Enter: Carbon Accounting
Hence the need for a basic carbon accounting system.
What is this?
It’s a system, designed to meet the needs of your company, that can show you how much carbon (the primary sustainability measurement to track for companies worried about the climate crisis—or European Union regulation) your business is generating through each step of your value chain.
At its most robust, a carbon accounting system can automatically pull data from all your other systems to show you how much carbon is generated by each of your suppliers, how much your business generates through its operations, how much your employees generate and how much your users or customers generate in an elaborate, graphical dashboard. It’s like NASA’s mission control, for carbon.
At its most simple, it’s a spreadsheet that takes basic operational data from your business and calculates how much carbon your company generates.
Just like financial accounting software, solutions range from a DIY spreadsheet to a simple online system that could cost $20/month to a full enterprise platform that costs thousands of dollars (or more).
What does your business need? You want the simplest solution that gives you reliable data you can start making decisions from.
(Spoiler: If you’re just starting out, you probably want a consultant with a few spreadsheets. Not only does this get you started quickly, but you’ll learn where your data gaps are and what other issues exist in your current systems, which will help you implement a longer-term solution more effectively.)
Let’s Start Counting!
Many businesses nowadays have some sort of carbon accounting software in place. If yours does, congratulations! You can go focus on how to improve your numbers.
If you don’t, you’re falling behind and your business needs one. A few recommendations to keep in mind:
Accuracy Over Precision
Many businesses—and sustainability teams in particular—get bogged down in determining the exact number for a given source of emissions. This is understandable: Most sustainability professionals either are ex-scientists or have some scientific background, and in science, whether the answer is 2.230209 or 2.23020883 makes a difference.
In business, it rarely does.
2.230209 and 2.23020883 in a business context are typically “about 2” and “less than 10”, meaning the business implication doesn’t change with the added precision.

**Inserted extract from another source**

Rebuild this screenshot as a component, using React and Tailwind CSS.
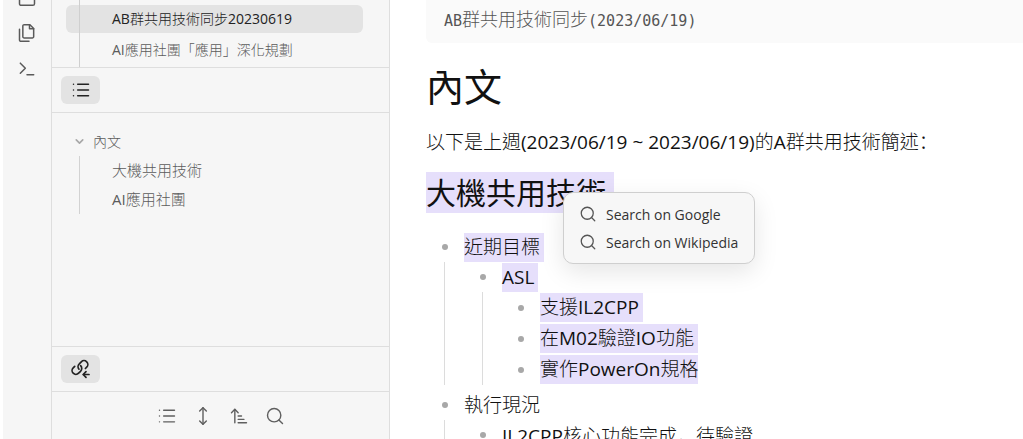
import { List, MoveVertical, ArrowUpNarrowWide, Search, ChevronDown } from "lucide-react";

function FilesIcon() {
  return (
    <svg width="20" height="20" viewBox="0 0 24 24" fill="none" stroke="currentColor" strokeWidth="1.8" strokeLinecap="round" strokeLinejoin="round">
      <path d="M15.5 2H8.6c-.4 0-.8.2-1.1.5-.3.3-.5.7-.5 1.1v12.8c0 .4.2.8.5 1.1.3.3.7.5 1.1.5h9.8c.4 0 .8-.2 1.1-.5.3-.3.5-.7.5-1.1V6.5L15.5 2z" />
      <path d="M3 7.6v12.8c0 .4.2.8.5 1.1.3.3.7.5 1.1.5h9.8" />
      <path d="M15 2v5h5" />
    </svg>
  );
}

function TerminalIcon() {
  return (
    <svg width="20" height="20" viewBox="0 0 24 24" fill="none" stroke="currentColor" strokeWidth="1.8" strokeLinecap="round" strokeLinejoin="round">
      <path d="M4 17l6-6-6-6" />
      <path d="M12 19h8" />
    </svg>
  );
}

function CalendarIcon() {
  return (
    <svg width="20" height="20" viewBox="0 0 24 24" fill="none" stroke="currentColor" strokeWidth="1.8" strokeLinecap="round" strokeLinejoin="round">
      <rect x="3" y="4" width="18" height="18" rx="2" />
      <path d="M16 2v4M8 2v4M3 10h18" />
    </svg>
  );
}

function BacklinkIcon() {
  return (
    <svg width="20" height="20" viewBox="0 0 20 20" fill="none" stroke="currentColor" strokeWidth="1.7" strokeLinecap="round" strokeLinejoin="round">
      <path d="M8 10.2a3.9 3.9 0 0 1 .3-5.4l2-2a3.8 3.8 0 0 1 5.4 5.4l-1.3 1.3" />
      <path d="M9.6 6.7a3.9 3.9 0 0 1-.1 5.6l-1.9 1.9a3.8 3.8 0 0 1-5.4-5.4l1.5-1.5" />
      <path d="M18 15.5h-5.6" />
      <path d="M15 12.7l-2.8 2.8 2.8 2.8" />
    </svg>
  );
}

function TabBar({ label, children }) {
  return (
    <div className="flex h-[45px] shrink-0 items-center border-t border-[#dedede] px-[9px]">
      <button aria-label={label} className="flex h-7 w-[39px] items-center justify-center rounded-md bg-[#e3e3e3] text-[#222222]">
        {children}
      </button>
    </div>
  );
}

function Row({ children, selected, trailing, deep }) {
  return (
    <div className={deep ? "flex h-[31px] items-center" : "flex h-[30px] items-center"}>
      <span className="mx-4 size-[6px] shrink-0 rounded-full bg-[#a8a8a8]" />
      <span className={selected ? (trailing ? "bg-[#e6dffb] pr-1 leading-[29px]" : "bg-[#e6dffb] leading-[29px]") : "leading-[29px]"}>
        {children}
      </span>
    </div>
  );
}

function Nested({ children }) {
  return <ul className="ml-[18px] border-l border-[#dcdcdc] pl-[19px]">{children}</ul>;
}

function Punct({ children }) {
  return <span lang="zh-Hans" className="font-['Noto_Sans_CJK_SC_Light','Noto_Sans_CJK_SC',sans-serif]">{children}</span>;
}

function MenuButton({ children }) {
  return (
    <button className="flex h-7 w-full items-center gap-[9px] px-[10px]">
      <Search size={18} strokeWidth={1.7} className="text-[#555555]" />
      {children}
    </button>
  );
}

export default function App() {
  return (
    <div className="flex h-screen overflow-hidden bg-white pl-[3px] font-['Open_Sans','Noto_Sans_CJK_TC_Light','Noto_Sans_CJK_TC',sans-serif] text-[#111111]">
      <nav className="flex w-[49px] shrink-0 flex-col items-center gap-4 border-r border-[#dedede] bg-[#f6f6f6] text-[#5a5a5a]">
        <button aria-label="Daily note" className="-mt-[13px]"><CalendarIcon /></button>
        <button aria-label="Templates"><FilesIcon /></button>
        <button aria-label="Command palette"><TerminalIcon /></button>
      </nav>

      <aside className="relative flex w-[338px] shrink-0 flex-col border-r border-[#dedede] bg-[#f6f6f6] text-[14px] text-[#5c5c5c]">
        <div className="flex h-[67px] shrink-0 pl-[14px] pr-[26px]">
          <ul className="flex w-full flex-col gap-[3px] pt-[5px]">
            <li><a href="#ab" className="flex h-7 items-center rounded-md bg-[#e3e3e3] pb-[2px] pl-[46px] text-[#222222]">AB群共用技術同步20230619</a></li>
            <li><a href="#ai" className="flex h-7 items-center pb-[2px] pl-[46px]">AI應用社團「應用」深化規劃</a></li>
          </ul>
          <div className="absolute left-[27px] top-0 h-[67px] w-px bg-[#cfcfcf]" />
        </div>
        <TabBar label="Outline"><List size={20} strokeWidth={1.8} /></TabBar>
        <div className="min-h-0 flex-1 border-t border-[#dedede] pl-[21px] pt-[14px] text-[15px]">
          <button className="flex h-[29px] items-center gap-[7px] text-[14px]">
            <ChevronDown size={13} strokeWidth={3} className="text-[#a8a8a8]" />
            內文
          </button>
          <ul className="ml-[6px] border-l border-[#d2d2d2] pl-8">
            <li><a href="#tech" className="flex h-[29px] items-center">大機共用技術</a></li>
            <li><a href="#club" className="flex h-[29px] items-center">AI應用社團</a></li>
          </ul>
        </div>
        <TabBar label="Backlinks"><BacklinkIcon /></TabBar>
        <div className="flex h-12 shrink-0 items-center justify-center gap-4 border-t border-[#dedede] text-[#5f5f5f]">
          <button aria-label="Collapse results"><List size={20} strokeWidth={1.7} /></button>
          <button aria-label="Show more context"><MoveVertical size={20} strokeWidth={1.7} /></button>
          <button aria-label="Change sort order"><ArrowUpNarrowWide size={20} strokeWidth={1.7} /></button>
          <button aria-label="Search"><Search size={20} strokeWidth={1.7} /></button>
        </div>
      </aside>

      <main className="relative min-w-0 flex-1 overflow-hidden pl-9 text-[19px]">
        <pre className="flex h-[43px] items-center rounded-bl-md bg-[#fafafa] pb-1 pl-[18px] text-[15px] text-[#555555]">
          <code className="font-['DejaVu_Sans_Mono','Noto_Sans_CJK_TC_Light','Noto_Sans_CJK_TC',monospace]">AB<span className="text-[18px]">群共用技術同步</span>(2023/06/19)</code>
        </pre>
        <h1 className="mt-4 font-['Open_Sans','Noto_Sans_CJK_TC',sans-serif] text-[38px] leading-[54px]">內文</h1>
        <p className="mt-[14px] leading-[28px]">以下是上週(2023/06/19 ~ 2023/06/19)的A群共用技術簡述<Punct>：</Punct></p>
        <h2 className="mt-4 flex font-['Open_Sans','Noto_Sans_CJK_TC',sans-serif] text-[30px] leading-[41px]"><span className="bg-[#e6dffb] pr-2">大機共用技術</span></h2>
        <ul className="mt-[19px] flex flex-col gap-[5px]">
          <li>
            <Row selected trailing>近期目標</Row>
            <Nested>
              <li>
                <Row selected trailing>ASL</Row>
                <Nested>
                  <li><Row deep selected trailing>支援IL2CPP</Row></li>
                  <li><Row deep selected trailing>在M02驗證IO功能</Row></li>
                  <li><Row deep selected>實作PowerOn規格</Row></li>
                </Nested>
              </li>
            </Nested>
          </li>
          <li>
            <Row>執行現況</Row>
            <Nested>
              <li><Row>IL2CPP核心功能完成<Punct>，</Punct>待驗證</Row></li>
            </Nested>
          </li>
        </ul>

        <div className="absolute left-[173px] top-[192px] w-[192px] rounded-[10px] border border-[#cfcfcf] bg-[#f7f7f7] px-[5px] py-[7px] text-[14px] text-[#333333] shadow-[0_8px_24px_rgba(0,0,0,0.10)]">
          <MenuButton>Search on Google</MenuButton>
          <MenuButton>Search on Wikipedia</MenuButton>
        </div>
      </main>
    </div>
  );
}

Often what the business needs is the order of magnitude of a carbon source (“is it 2, 20, or 20,000?”), how it compares to other carbon sources (is it the highest? lowest? or 3rd biggest source of carbon?), how it generally compares to the industry, and how easily it can be improved.

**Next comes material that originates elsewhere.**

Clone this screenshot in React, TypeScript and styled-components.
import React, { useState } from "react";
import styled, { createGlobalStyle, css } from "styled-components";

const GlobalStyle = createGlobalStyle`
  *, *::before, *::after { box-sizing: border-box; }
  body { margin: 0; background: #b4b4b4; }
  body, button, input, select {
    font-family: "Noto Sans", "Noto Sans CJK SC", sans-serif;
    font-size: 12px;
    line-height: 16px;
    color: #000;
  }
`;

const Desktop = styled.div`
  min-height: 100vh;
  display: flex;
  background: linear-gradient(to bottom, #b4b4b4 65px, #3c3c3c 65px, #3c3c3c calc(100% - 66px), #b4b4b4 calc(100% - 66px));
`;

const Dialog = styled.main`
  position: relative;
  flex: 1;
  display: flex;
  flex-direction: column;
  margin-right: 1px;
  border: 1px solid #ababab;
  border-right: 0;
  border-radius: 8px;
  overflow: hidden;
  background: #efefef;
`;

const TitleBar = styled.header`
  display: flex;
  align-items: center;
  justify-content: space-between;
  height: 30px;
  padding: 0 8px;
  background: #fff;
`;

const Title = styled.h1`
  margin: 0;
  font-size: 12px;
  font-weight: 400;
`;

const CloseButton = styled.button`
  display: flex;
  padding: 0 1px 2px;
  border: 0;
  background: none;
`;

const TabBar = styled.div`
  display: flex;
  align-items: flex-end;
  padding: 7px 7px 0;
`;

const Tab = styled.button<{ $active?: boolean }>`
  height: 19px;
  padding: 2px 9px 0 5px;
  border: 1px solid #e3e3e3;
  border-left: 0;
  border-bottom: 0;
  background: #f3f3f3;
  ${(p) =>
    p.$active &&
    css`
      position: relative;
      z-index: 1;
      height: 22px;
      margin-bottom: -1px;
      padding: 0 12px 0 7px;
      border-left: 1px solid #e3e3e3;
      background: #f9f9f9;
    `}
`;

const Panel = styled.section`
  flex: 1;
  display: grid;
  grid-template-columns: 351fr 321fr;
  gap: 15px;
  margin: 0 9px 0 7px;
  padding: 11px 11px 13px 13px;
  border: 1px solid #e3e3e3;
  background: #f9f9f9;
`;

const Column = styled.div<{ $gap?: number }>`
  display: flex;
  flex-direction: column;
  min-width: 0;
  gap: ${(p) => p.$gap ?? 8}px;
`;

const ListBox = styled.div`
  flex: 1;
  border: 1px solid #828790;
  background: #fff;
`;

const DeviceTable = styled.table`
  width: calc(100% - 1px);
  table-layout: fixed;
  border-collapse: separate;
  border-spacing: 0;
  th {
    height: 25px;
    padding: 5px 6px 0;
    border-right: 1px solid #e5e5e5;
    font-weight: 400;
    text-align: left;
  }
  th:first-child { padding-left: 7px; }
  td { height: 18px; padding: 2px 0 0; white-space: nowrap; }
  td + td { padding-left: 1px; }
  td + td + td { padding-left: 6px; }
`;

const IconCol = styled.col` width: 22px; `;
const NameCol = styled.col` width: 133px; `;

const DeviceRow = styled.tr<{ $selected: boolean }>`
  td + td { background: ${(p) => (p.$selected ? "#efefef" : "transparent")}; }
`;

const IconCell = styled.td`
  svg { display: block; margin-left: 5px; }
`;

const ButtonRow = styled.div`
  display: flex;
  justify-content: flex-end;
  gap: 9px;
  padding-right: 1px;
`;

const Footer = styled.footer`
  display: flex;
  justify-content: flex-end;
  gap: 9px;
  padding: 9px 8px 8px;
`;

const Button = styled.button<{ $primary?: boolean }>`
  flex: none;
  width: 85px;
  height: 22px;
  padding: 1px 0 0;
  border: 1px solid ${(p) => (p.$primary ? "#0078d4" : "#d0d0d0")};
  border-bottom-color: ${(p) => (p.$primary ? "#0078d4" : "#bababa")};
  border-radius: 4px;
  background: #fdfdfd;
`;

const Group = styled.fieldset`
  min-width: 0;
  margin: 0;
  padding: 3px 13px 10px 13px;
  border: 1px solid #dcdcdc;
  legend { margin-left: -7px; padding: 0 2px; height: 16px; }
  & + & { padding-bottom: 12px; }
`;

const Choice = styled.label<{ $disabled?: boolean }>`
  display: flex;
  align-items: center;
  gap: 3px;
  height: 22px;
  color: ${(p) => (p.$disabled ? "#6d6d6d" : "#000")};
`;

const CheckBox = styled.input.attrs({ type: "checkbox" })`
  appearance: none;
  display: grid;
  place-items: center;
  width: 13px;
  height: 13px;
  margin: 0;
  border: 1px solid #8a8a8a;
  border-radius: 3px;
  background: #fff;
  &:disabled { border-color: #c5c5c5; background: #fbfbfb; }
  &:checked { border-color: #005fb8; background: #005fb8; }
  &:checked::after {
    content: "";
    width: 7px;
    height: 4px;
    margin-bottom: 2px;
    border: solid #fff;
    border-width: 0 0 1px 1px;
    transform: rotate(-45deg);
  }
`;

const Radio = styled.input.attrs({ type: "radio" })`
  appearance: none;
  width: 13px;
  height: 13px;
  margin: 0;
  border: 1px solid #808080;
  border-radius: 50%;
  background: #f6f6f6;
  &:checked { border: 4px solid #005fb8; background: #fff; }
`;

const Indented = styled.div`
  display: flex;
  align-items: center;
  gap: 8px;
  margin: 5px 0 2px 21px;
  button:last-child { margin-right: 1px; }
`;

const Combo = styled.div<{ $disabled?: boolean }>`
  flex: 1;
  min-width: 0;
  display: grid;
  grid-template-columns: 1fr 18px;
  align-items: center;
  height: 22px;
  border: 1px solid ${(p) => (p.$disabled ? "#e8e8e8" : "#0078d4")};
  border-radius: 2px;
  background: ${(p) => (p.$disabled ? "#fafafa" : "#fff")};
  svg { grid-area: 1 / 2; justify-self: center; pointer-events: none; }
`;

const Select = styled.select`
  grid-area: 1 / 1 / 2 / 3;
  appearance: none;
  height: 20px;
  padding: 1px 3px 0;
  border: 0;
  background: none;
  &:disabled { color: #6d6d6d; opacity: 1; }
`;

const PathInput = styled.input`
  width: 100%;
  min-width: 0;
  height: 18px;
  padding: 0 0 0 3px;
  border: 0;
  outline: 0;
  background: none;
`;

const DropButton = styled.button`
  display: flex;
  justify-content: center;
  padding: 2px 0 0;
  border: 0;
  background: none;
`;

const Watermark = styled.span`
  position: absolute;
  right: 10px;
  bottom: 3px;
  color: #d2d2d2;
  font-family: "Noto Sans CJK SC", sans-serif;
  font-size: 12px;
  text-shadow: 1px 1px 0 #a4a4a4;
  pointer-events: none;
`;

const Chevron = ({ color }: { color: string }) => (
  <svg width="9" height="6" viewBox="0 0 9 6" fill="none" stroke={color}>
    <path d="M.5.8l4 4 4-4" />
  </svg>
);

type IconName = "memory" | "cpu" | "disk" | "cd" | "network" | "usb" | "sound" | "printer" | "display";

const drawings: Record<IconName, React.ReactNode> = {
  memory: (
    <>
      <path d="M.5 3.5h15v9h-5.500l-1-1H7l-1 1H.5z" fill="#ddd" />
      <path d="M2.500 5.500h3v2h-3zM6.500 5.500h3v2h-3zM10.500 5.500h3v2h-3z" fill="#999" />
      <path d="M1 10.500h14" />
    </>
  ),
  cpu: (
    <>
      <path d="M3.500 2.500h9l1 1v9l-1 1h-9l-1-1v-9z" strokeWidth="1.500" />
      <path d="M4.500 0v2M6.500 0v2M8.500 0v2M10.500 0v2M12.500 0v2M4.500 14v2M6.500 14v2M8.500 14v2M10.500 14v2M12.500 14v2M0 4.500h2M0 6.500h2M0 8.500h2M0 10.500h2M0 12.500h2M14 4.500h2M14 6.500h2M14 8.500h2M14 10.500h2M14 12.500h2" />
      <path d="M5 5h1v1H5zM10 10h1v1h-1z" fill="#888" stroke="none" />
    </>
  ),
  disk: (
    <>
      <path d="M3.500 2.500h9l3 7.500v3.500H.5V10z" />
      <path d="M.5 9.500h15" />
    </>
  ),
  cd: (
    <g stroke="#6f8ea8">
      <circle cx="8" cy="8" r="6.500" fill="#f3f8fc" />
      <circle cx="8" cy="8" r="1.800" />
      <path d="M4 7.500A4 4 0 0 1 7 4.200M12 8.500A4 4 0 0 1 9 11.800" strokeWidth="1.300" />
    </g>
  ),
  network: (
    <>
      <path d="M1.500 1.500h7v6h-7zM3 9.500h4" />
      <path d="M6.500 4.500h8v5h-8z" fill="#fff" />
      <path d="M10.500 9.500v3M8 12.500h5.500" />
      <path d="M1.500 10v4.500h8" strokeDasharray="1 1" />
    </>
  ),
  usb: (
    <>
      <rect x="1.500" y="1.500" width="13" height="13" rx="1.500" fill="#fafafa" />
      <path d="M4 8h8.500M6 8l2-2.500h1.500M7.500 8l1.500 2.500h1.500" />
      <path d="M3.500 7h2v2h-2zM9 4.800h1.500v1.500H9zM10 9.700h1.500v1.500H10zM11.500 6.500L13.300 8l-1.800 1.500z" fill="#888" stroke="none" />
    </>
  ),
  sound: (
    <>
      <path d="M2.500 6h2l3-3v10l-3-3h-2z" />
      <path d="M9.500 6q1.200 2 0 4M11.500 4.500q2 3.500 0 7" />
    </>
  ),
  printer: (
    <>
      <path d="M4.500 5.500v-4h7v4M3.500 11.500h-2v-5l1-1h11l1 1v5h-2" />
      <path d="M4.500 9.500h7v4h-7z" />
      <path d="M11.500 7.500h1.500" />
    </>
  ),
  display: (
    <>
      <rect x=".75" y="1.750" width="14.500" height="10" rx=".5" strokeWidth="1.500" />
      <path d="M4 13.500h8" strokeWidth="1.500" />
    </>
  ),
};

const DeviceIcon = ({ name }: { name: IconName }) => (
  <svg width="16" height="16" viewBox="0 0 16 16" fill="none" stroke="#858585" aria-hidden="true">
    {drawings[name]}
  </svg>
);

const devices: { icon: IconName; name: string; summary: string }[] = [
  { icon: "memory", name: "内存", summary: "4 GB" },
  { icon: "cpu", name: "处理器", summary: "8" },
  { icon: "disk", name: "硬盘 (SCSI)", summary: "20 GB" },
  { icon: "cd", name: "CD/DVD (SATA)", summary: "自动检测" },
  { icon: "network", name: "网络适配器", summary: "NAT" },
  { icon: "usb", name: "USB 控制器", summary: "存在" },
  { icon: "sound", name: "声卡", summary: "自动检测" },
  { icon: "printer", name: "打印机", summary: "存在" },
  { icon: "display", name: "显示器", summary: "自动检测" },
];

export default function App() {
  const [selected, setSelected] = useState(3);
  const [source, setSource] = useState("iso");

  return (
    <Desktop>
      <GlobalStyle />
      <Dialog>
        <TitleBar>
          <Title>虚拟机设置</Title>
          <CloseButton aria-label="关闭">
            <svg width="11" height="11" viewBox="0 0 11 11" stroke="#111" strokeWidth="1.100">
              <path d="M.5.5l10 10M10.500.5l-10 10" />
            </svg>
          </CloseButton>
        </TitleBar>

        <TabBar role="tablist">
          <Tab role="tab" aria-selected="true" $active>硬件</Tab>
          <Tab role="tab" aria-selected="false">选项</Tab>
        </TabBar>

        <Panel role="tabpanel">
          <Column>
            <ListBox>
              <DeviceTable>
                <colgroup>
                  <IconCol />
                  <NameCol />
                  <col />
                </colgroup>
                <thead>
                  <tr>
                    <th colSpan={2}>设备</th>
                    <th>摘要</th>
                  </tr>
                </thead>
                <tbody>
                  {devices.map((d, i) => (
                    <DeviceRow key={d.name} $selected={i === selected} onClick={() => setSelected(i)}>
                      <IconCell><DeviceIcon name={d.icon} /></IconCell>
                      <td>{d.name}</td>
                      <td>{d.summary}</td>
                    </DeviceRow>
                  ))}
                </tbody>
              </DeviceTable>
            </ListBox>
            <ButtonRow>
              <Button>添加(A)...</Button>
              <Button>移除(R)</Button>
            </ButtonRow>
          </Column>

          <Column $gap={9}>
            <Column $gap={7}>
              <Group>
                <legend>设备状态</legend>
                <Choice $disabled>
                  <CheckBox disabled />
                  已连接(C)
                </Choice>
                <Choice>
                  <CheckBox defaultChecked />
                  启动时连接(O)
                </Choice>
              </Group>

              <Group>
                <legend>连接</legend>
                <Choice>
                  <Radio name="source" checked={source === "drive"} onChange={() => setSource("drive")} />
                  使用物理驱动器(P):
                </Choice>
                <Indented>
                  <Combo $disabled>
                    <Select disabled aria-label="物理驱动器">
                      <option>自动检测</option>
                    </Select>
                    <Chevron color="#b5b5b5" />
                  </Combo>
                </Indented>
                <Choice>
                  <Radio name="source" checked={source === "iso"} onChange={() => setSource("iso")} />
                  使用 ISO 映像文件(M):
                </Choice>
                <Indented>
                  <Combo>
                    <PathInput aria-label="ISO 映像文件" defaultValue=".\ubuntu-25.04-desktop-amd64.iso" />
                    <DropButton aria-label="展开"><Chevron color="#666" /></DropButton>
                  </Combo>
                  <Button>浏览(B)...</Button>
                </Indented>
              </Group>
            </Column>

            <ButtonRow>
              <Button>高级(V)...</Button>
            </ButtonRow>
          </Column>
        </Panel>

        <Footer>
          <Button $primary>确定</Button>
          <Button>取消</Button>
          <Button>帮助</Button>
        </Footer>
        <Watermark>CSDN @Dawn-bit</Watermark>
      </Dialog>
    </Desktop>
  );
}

Anything over that is unnecessary precision. You want to start making an impact and showing value for your sustainability efforts ASAP. Go quick, get close and move on. Quick and close is better than slow and exact.
(Nuance: The danger in focusing on unnecessary levels of precision is that this work isn’t about the accounting—it’s about identifying where and how to impact the company’s sustainability. Spending all your time on fine-tuning the 4th decimal point takes attention away from the point of the work—eliminating the carbon source entirely).
Don’t Die In Reporting
Related to precision, many sustainability teams spend so much time gathering data, inputting it into the system and then reporting those figures out that they never focus on their true mission: Driving sustainability improvements for the organization. They spend their entire time generating and updating reports.
Create a system that is simple, lightweight and actionable for the rest of the business, then focus on ways to make your business stronger through sustainability.
Don’t Overbuy
There are a lot of very big, very complicated, very shiny carbon reporting platforms out there. You may not need that yet. Particularly if you’re just starting out, you may just need a spreadsheet and access to your business’s operational numbers to get started.
You can always upgrade systems later, once you start seeing the impact of the improvements you’re making.
Reporting Is the Start, Not the Goal
Carbon accounting providers, like any systems seller, like to position their platform as the solution—if you just implement carbon accounting platform X, everything takes care of itself.
In reality, reporting is just the starting point. Knowing that your product’s packaging results in X metric tonnes of carbon annually doesn’t matter. What you do with that knowledge (switch to a more sustainable provider? change to a reusable package? eliminate layers of packaging entirely?) is what matters. The numbers and reports are just a starting point for your team to make an impact.
Go Start!
Remember, fundamentally your carbon accounting process (whether it’s an elaborate software system, an outside consultant or Bob over in the corner) exists to provide you two key pieces of knowledge:
A starting number that you can measure options and progress against
A prioritization of where the biggest emissions sources in your organization and its processes are
However you can get to that cheaply and quickly is the best solution for you.